Syfers, in her article ‘’I Want a Wife’’, satirizes the views of the American society about the position of women and demonstrates a significant problem called ‘gender inequality’, which is more evident in marriages since women and men are not trained to do same tasks and not expected to take same responsibilities. She explains that the American society accepts that a woman has a number of duties that should be solely done by a woman as a mother and/or a wife whilst the same society does not oblige men to do these duties as a father and/or husband.
A wife is expected to arrange her husband’s and her life, to take care of their children, to take the children to the school and the park, to help them with their homework, to cook, to wash clothes, to keep the house and dishes clean. Moreover, as a wife is also expected to be responsible for being sensitive to her husband’s sexual needs and being able to satisfy and meet her husband’s needs whenever her husband wants as Pavlik says ‘‘Men are achievers because of the compliant slavery of their wives...’’. She should not clutter up her husband’s life with jealousies and she must be careful about birth control, if her husband does not want more children. Men do not care about these and they are usually disrespectful and neglectful.
In this regards, Syfers gives an example from her own life in her article through speaking about one of her male friends who had divorced recently and has been looking for a new wife since then. As he is free from his parental and housewife obligations, it is not a problem for this male friend to look for a new wife and leave his child with his ex-wife therefore Syfers sarcastically says that ‘‘I, too, would like to have a wife’’. Considering all these tasks and responsibilities left on women’s shoulder, she repeats her wishes with following statement ‘my God, who would not want a wife’?
Syfers’ article and the second wave feminism lead a change in the role of women in American society while helping women to break both visible and invisible barriers around them. As their lives began to change with the impact of this article and the movement, American women were empowered to become more conscious about their rights. They established significant organisations such as National Organisation for Woman (NOW) and they were gathered in ‘‘Women’s Liberation Groups’’ and ‘‘Consciousness-Raising Groups’’ which eventually allow them to march together and protest in the streets of the United States of America.
These gave them their opportunity to make sure that their voices are heard in public through word of mouth, speeches, journals et cetera. Through these reaching outs, women were able to achieve major achievements in which they were deprived from. Such rights include being able to access jobs in several areas including politics and business, and influencing changes in law such as the Equal Pay Act.
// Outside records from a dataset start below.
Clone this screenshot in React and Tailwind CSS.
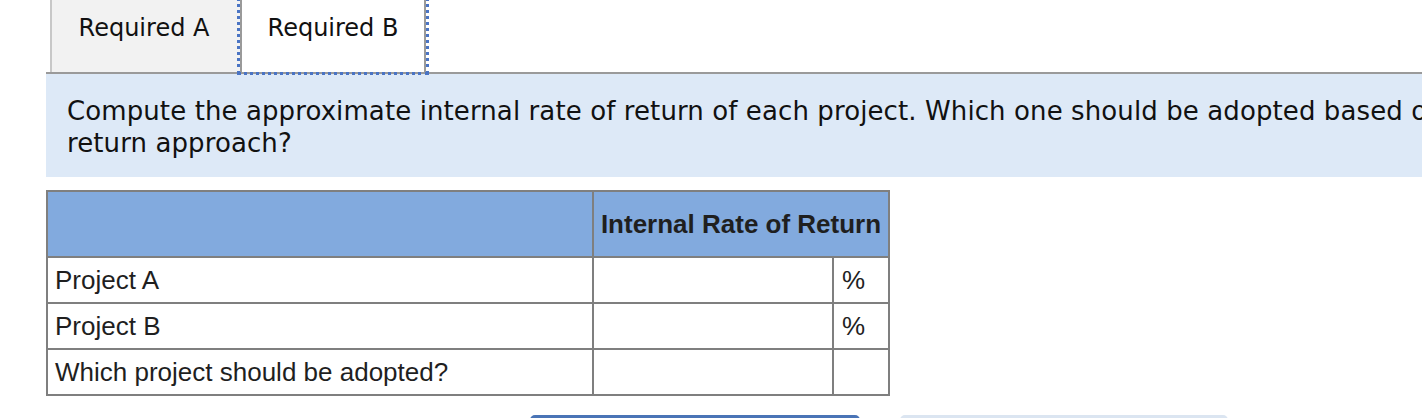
import React from "react";

export default function App() {
  const verdana = { fontFamily: '"DejaVu Sans", Verdana, sans-serif' };
  const arial = { fontFamily: '"Liberation Sans", Arial, Helvetica, sans-serif' };
  return (
    <div className="w-[1422px] h-[418px] overflow-hidden bg-white relative">
      <div className="ml-[46px] w-[1700px]">
        {/* Tabs */}
        <div className="flex h-[72px] pl-[4px] text-[24px] text-[#111]" style={verdana}>
          <div className="w-[190px] h-full bg-[#f2f2f2] border-l-2 border-[#c8c8c8] text-center pt-[12px] pr-[4px] leading-[32px]">
            Required A
          </div>
          <div className="w-[186px] h-full bg-white border-x-2 border-[#9a9a9a] text-center pt-[12px] leading-[32px] outline-[3px] outline-dotted outline-[#4a74c4] relative z-10">
            Required B
          </div>
        </div>
        {/* Question panel */}
        <div
          className="border-t-2 border-[#9a9a9a] bg-[#dde9f7] pl-[21px] pt-[21px] pb-[18px] text-[26px] leading-[32px] tracking-[0.1px] text-[#111] whitespace-nowrap"
          style={verdana}
        >
          Compute the approximate internal rate of return of each project. Which one should be adopted based on the internal rate of
          <br />
          return approach?
        </div>
        {/* Table */}
        <table
          className="mt-[13px] w-[842px] table-fixed border-collapse border-2 border-[#7f7f7f] text-[26px] text-[#1f1f1f]"
          style={arial}
        >
          <colgroup>
            <col className="w-[546px]" />
            <col className="w-[240px]" />
            <col className="w-[56px]" />
          </colgroup>
          <tbody>
            <tr className="h-[66px] bg-[#82aade]">
              <td className="border-2 border-[#7f7f7f]"></td>
              <td colSpan={2} className="border-2 border-[#7f7f7f] text-center font-bold">
                Internal Rate of Return
              </td>
            </tr>
            <tr className="h-[46px]">
              <td className="border-2 border-[#7f7f7f] pl-[7px]">Project A</td>
              <td className="border-2 border-[#7f7f7f]"></td>
              <td className="border-2 border-[#7f7f7f] pl-[8px]">%</td>
            </tr>
            <tr className="h-[46px]">
              <td className="border-2 border-[#7f7f7f] pl-[7px]">Project B</td>
              <td className="border-2 border-[#7f7f7f]"></td>
              <td className="border-2 border-[#7f7f7f] pl-[8px]">%</td>
            </tr>
            <tr className="h-[46px]">
              <td className="border-2 border-[#7f7f7f] pl-[7px]">Which project should be adopted?</td>
              <td className="border-2 border-[#7f7f7f]"></td>
              <td className="border-2 border-[#7f7f7f]"></td>
            </tr>
          </tbody>
        </table>
        {/* Buttons */}
        <div className="flex gap-[40px] mt-[19px] ml-[484px]">
          <button className="w-[330px] h-[44px] rounded-[5px] bg-[#4a74b6]"></button>
          <button className="w-[328px] h-[44px] rounded-[5px] bg-[#dbe5f1]"></button>
        </div>
      </div>
    </div>
  );
}
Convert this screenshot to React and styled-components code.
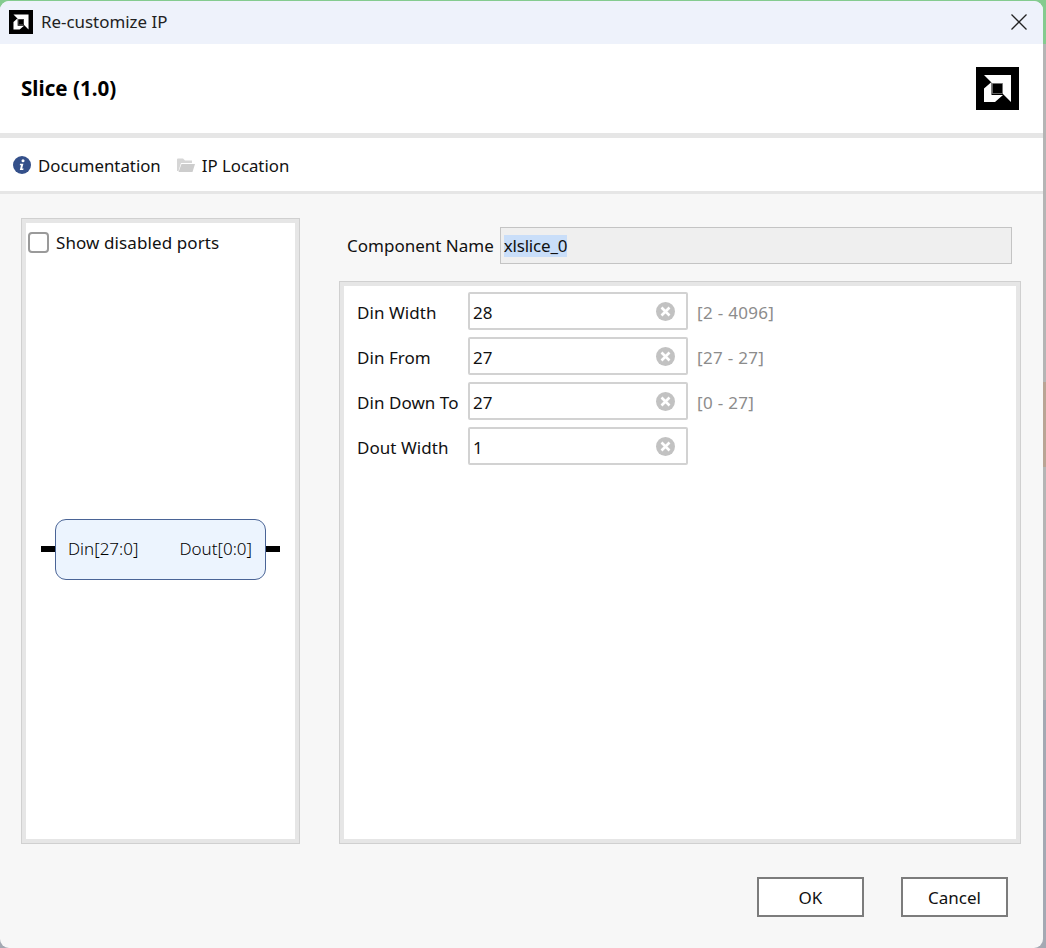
import React from 'react';
import styled, { createGlobalStyle } from 'styled-components';

const GlobalStyle = createGlobalStyle`
  html, body {
    margin: 0;
    padding: 0;
    background: #b5b5b5;
  }
  * {
    box-sizing: border-box;
  }
`;

// What shows behind the dialog: green app edge on top, grey down the side
const Desktop = styled.div`
  width: 1046px;
  height: 948px;
  padding: 1px 3px 0 0;
  background: linear-gradient(
    #84cb8f 0, #84cb8f 44px,
    #b5b5b5 44px, #b5b5b5 382px,
    #b9a595 382px, #b9a595 467px,
    #b5b5b5 467px, #b5b5b5 700px,
    #a4a9b3 700px, #a4a9b3 100%
  );
`;

// Whole dialog window
const Window = styled.div`
  height: 947px;
  display: flex;
  flex-direction: column;
  background: #f7f7f7;
  border-radius: 9px;
  overflow: hidden;
  font-family: "Noto Sans", "Open Sans", sans-serif;
  font-size: 17px;
  color: #111;
`;

const TitleBar = styled.div`
  height: 43px;
  flex: none;
  display: flex;
  align-items: center;
  gap: 8px;
  padding: 0 16px 2px 9px;
  background: #eef2fb;
  font-size: 16.9px;
  color: #222;
`;

const TitleText = styled.span`
  flex: 1;
`;

const Header = styled.div`
  height: 89px;
  flex: none;
  display: flex;
  align-items: center;
  justify-content: space-between;
  padding: 0 24px 0 21px;
  background: #fff;
  font-size: 20.6px;
  font-weight: 700;
  color: #000;
`;

const HeaderTitle = styled.span`
  padding-bottom: 2px;
`;

const Toolbar = styled.div`
  height: 58px;
  flex: none;
  display: flex;
  align-items: center;
  gap: 16px;
  padding: 1px 0 0 13px;
  background: #fff;
  border-top: 5px solid #e6e6e6;
  font-size: 16.8px;
`;

const ToolItem = styled.div`
  display: flex;
  align-items: center;
  gap: 7px;
`;

const Body = styled.div`
  height: 653px;
  flex: none;
  display: grid;
  grid-template-columns: 279px 682px;
  column-gap: 39px;
  padding: 24px 0 0 21px;
  border-top: 3px solid #e6e6e6;
`;

const SymbolPanel = styled.div`
  height: 626px;
  display: flex;
  flex-direction: column;
  background: #fff;
  border: 5px solid #e6e6e6;
  outline: 1px solid #d0d0d0;
  outline-offset: -1px;
  padding: 4px 0 0 2px;
`;

const CheckRow = styled.label`
  display: flex;
  align-items: center;
  gap: 7px;
  height: 30px;
  letter-spacing: 0.1px;
`;

const CheckBox = styled.span`
  width: 21px;
  height: 21px;
  background: #fff;
  border: 2px solid #9a9a9a;
  border-radius: 4px;
`;

const SymbolArea = styled.div`
  flex: 1;
  display: flex;
  align-items: center;
  padding: 2px 0 0 13px;
`;

const Port = styled.div`
  width: 14px;
  height: 6px;
  flex: none;
  background: #000;
`;

const Block = styled.div`
  width: 211px;
  height: 61px;
  flex: none;
  display: flex;
  align-items: center;
  justify-content: space-between;
  padding: 0 13px 2px 12px;
  background: #ecf4fe;
  border: 1px solid #4a6496;
  border-radius: 11px;
  font-size: 17px;
  font-weight: 300;
  color: #000;
`;

const RightColumn = styled.div`
  display: flex;
  flex-direction: column;
`;

const NameRow = styled.div`
  display: flex;
  align-items: center;
  gap: 6px;
  height: 37px;
  margin: 9px 9px 0 8px;
`;

const NameField = styled.div`
  flex: 1;
  height: 37px;
  display: flex;
  align-items: center;
  padding: 0 3px;
  background: #efefef;
  border: 1px solid #c4c4c4;
`;

const Selected = styled.span`
  background: #c9def9;
  line-height: 22px;
  letter-spacing: -0.2px;
`;

const ParamPanel = styled.div`
  height: 563px;
  margin-top: 17px;
  display: flex;
  flex-direction: column;
  gap: 7px;
  padding: 6px 0 0 13px;
  background: #fff;
  border: 5px solid #e6e6e6;
  outline: 1px solid #d0d0d0;
  outline-offset: -1px;
`;

const ParamRow = styled.div`
  display: flex;
  align-items: center;
  height: 38px;
`;

const ParamLabel = styled.span`
  width: 111px;
  flex: none;
  padding-top: 2px;
  letter-spacing: 0.05px;
`;

const ParamField = styled.div`
  width: 220px;
  height: 38px;
  flex: none;
  display: flex;
  align-items: center;
  justify-content: space-between;
  padding: 0 11px 0 3px;
  background: #fff;
  border: 2px solid #d2d2d2;
  border-radius: 2px;
`;

const ParamValue = styled.span`
  padding-top: 2px;
`;

const Range = styled.span`
  margin-left: 9px;
  padding-top: 2px;
  color: #8c8c8c;
  letter-spacing: 0.3px;
`;

const Footer = styled.div`
  display: flex;
  justify-content: flex-end;
  gap: 37px;
  padding: 33px 35px 0 0;
`;

const Button = styled.button`
  width: 107px;
  height: 40px;
  padding: 0;
  background: #fff;
  border: 2px solid #7c7c7c;
  border-radius: 0;
  font: inherit;
  color: #111;
`;

const AmdLogo = ({ size }) => (
  <svg width={size} height={size} viewBox="0 0 43 43">
    <rect width="43" height="43" fill="#000" />
    <path d="M8 8H35V35L26.5 26.5V16.5H16.5Z" fill="#fff" />
    <path d="M8 35V21.5L15.5 15V28H27L19 35Z" fill="#fff" />
    <rect x="16.5" y="16.5" width="10" height="10" fill="#000" stroke="#888" strokeWidth="0.7" />
  </svg>
);

const InfoIcon = () => (
  <svg width="18" height="18" viewBox="0 0 18 18">
    <circle cx="9" cy="9" r="9" fill="#34508a" />
    <circle cx="10" cy="4.8" r="1.5" fill="#fff" />
    <path d="M7 7.8H10.4L9.2 12.6H10.6L10.2 14H6.8L8 9.2H6.8Z" fill="#fff" />
  </svg>
);

const FolderIcon = () => (
  <svg width="18" height="16" viewBox="0 0 18 16">
    <path d="M0 2.5A1 1 0 0 1 1 1.5H6L8 3.5H15V6H4L1.5 14H0Z" fill="#d6d6d6" />
    <path d="M4.5 7H18L15.5 15H1.5Z" fill="#cdcdcd" />
  </svg>
);

const ClearIcon = () => (
  <svg width="19" height="19" viewBox="0 0 19 19">
    <circle cx="9.5" cy="9.5" r="9.5" fill="#c2c2c2" />
    <path d="M5.5 5.5L13.5 13.5M13.5 5.5L5.5 13.5" stroke="#fff" strokeWidth="2.6" />
  </svg>
);

const CloseIcon = () => (
  <svg width="16" height="16" viewBox="0 0 16 16">
    <path d="M0.5 0.5L15.5 15.5M15.5 0.5L0.5 15.5" stroke="#222" strokeWidth="1.3" />
  </svg>
);

const params = [
  { label: 'Din Width', value: '28', range: '[2 - 4096]' },
  { label: 'Din From', value: '27', range: '[27 - 27]' },
  { label: 'Din Down To', value: '27', range: '[0 - 27]' },
  { label: 'Dout Width', value: '1' },
];

const App = () => (
  <>
    <GlobalStyle />
    <Desktop>
      <Window>
        <TitleBar>
          <AmdLogo size={24} />
          <TitleText>Re-customize IP</TitleText>
          <CloseIcon />
        </TitleBar>
        <Header>
          <HeaderTitle>Slice (1.0)</HeaderTitle>
          <AmdLogo size={43} />
        </Header>
        <Toolbar>
          <ToolItem>
            <InfoIcon />
            Documentation
          </ToolItem>
          <ToolItem>
            <FolderIcon />
            IP Location
          </ToolItem>
        </Toolbar>
        <Body>
          <SymbolPanel>
            <CheckRow>
              <CheckBox />
              Show disabled ports
            </CheckRow>
            <SymbolArea>
              <Port />
              <Block>
                <span>Din[27:0]</span>
                <span>Dout[0:0]</span>
              </Block>
              <Port />
            </SymbolArea>
          </SymbolPanel>
          <RightColumn>
            <NameRow>
              Component Name
              <NameField>
                <Selected>xlslice_0</Selected>
              </NameField>
            </NameRow>
            <ParamPanel>
              {params.map((p) => (
                <ParamRow key={p.label}>
                  <ParamLabel>{p.label}</ParamLabel>
                  <ParamField>
                    <ParamValue>{p.value}</ParamValue>
                    <ClearIcon />
                  </ParamField>
                  {p.range && <Range>{p.range}</Range>}
                </ParamRow>
              ))}
            </ParamPanel>
          </RightColumn>
        </Body>
        <Footer>
          <Button>OK</Button>
          <Button>Cancel</Button>
        </Footer>
      </Window>
    </Desktop>
  </>
);

export default App;
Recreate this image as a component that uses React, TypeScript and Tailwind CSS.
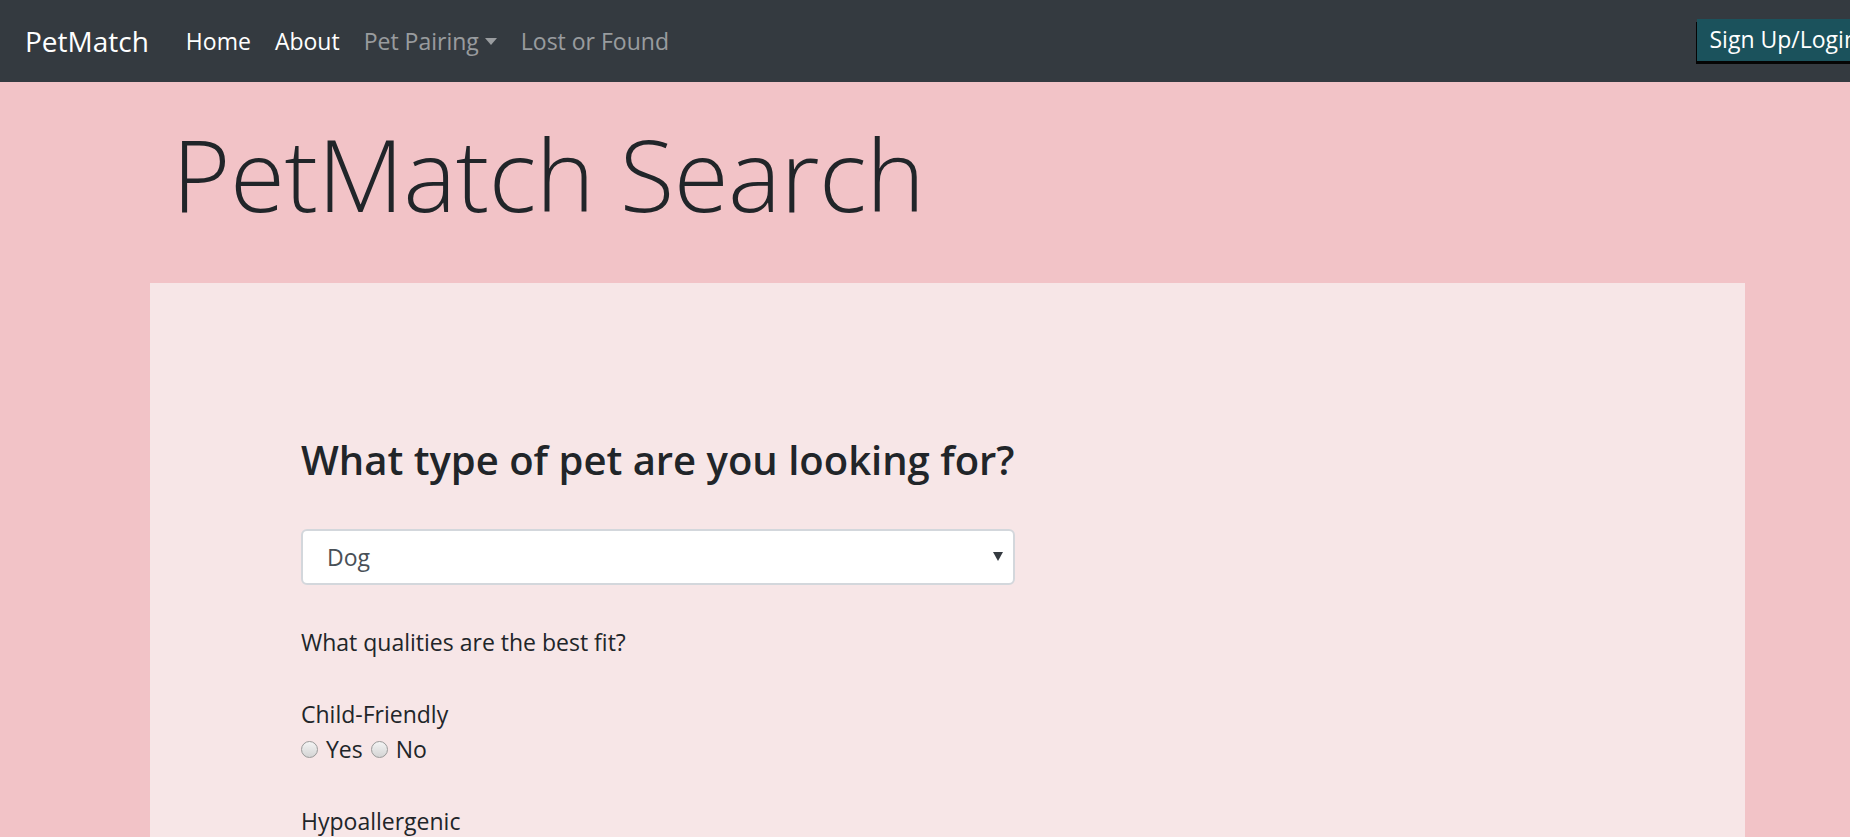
const font = { fontFamily: '"Segoe UI", "Open Sans", "Noto Sans", sans-serif' };

function Radio({ label }: { label: string }) {
  return (
    <label className="inline-flex items-center">
      <span className="inline-block w-[17px] h-[17px] rounded-full border border-[#9a9a9a] bg-gradient-to-b from-[#f4f4f4] to-[#d4d4d4] mr-[8px]" />
      <span className="mr-[8px]">{label}</span>
    </label>
  );
}

function Question({ title }: { title: string }) {
  return (
    <div className="mb-[37px]">
      <div className="h-[35px] leading-[35px]">{title}</div>
      <div className="h-[35px] flex items-center">
        <Radio label="Yes" />
        <Radio label="No" />
      </div>
    </div>
  );
}

export default function App() {
  return (
    <div className="min-h-screen w-full overflow-hidden bg-[#f2c3c7] text-[#212529]" style={font}>
      <nav className="h-[82px] bg-[#343a40] flex items-center pl-[25px] overflow-hidden">
        <a className="text-white text-[28px] mr-[37px] leading-none">PetMatch</a>
        <ul className="flex items-center text-[23px] leading-none">
          <li className="text-white mr-[24px]">Home</li>
          <li className="text-white mr-[24px]">About</li>
          <li className="text-white/50 mr-[24px] flex items-center">
            Pet Pairing
            <span className="ml-[6px] w-0 h-0 border-l-[6px] border-r-[6px] border-t-[7px] border-l-transparent border-r-transparent border-t-white/50" />
          </li>
          <li className="text-white/50">Lost or Found</li>
        </ul>
        <button className="ml-auto mr-[-28px] mt-[-3px] h-[42px] pl-[12px] pr-[20px] bg-[#1b525c] text-white text-[23px] shadow-[-1px_3px_0_#050505] whitespace-nowrap">
          Sign Up/Login
        </button>
      </nav>

      <div className="pl-[172px] pt-[31px] h-[201px]">
        <h1 className="text-[100px] font-light leading-[1.2] tracking-[-0.5px]">PetMatch Search</h1>
      </div>

      <div className="ml-[150px] w-[1595px] bg-[#f7e6e7] pl-[151px] pt-[153px] pb-[60px] text-[23px]">
        <h2 className="text-[40px] font-semibold leading-[1.2] mb-[45px]">What type of pet are you looking for?</h2>
        <div className="relative w-[714px] h-[56px] bg-white border-2 border-[#d3d7dc] rounded-[6px] flex items-center pl-[24px] text-[#495057]">
          Dog
          <span className="absolute right-[10px] top-[21px] w-0 h-0 border-l-[5px] border-r-[5px] border-t-[9px] border-l-transparent border-r-transparent border-t-[#343a40]" />
        </div>
        <div className="mt-[40px] h-[35px] leading-[35px] mb-[37px]">What qualities are the best fit?</div>
        <Question title="Child-Friendly" />
        <Question title="Hypoallergenic" />
        <Question title="Energy Level" />
      </div>
    </div>
  );
}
It is clear that women’s place in America has changed over the last decades. With the impact of Syfer’s article and second feminist movement, women have more rights today than they had in the past. Today women have chances to study and work as they are not just seen as housewives. Due to increasing number of single mothers, women are now considered as ‘‘breadwinners’’ of their families as statistics shows that nearly half of the workers in the United States of America are women.
Despite all the achievements of feminist movement and Syfer’s efforts, gender inequality in the United States remains, maybe not as much as 1970s and how Syfers satire but still remains. For instance, for the same job title and workload, Equal Pay Act indicates that women and men shall earn same amount of money whereas in reality women workers are earning less money than men workers are earning. Another example is that women should make progress in politics, however only 25 percent of all national parliamentarians are women.
To put it briefly, Syfers’ article, inspired by the second wave feminism, affected feminist literature via further elaborating the glass ceiling in front of female emancipation and showing how it could only be lifted if women can see their true power and act accordingly. ‘I Want a Wife’ is a satiric way to explain how women can do and achieve anything and yet how part of the American men is still not willing to accept this. Syfers’ essay is an important literary work that reflects the understanding of its era and should be further studied to understand present day.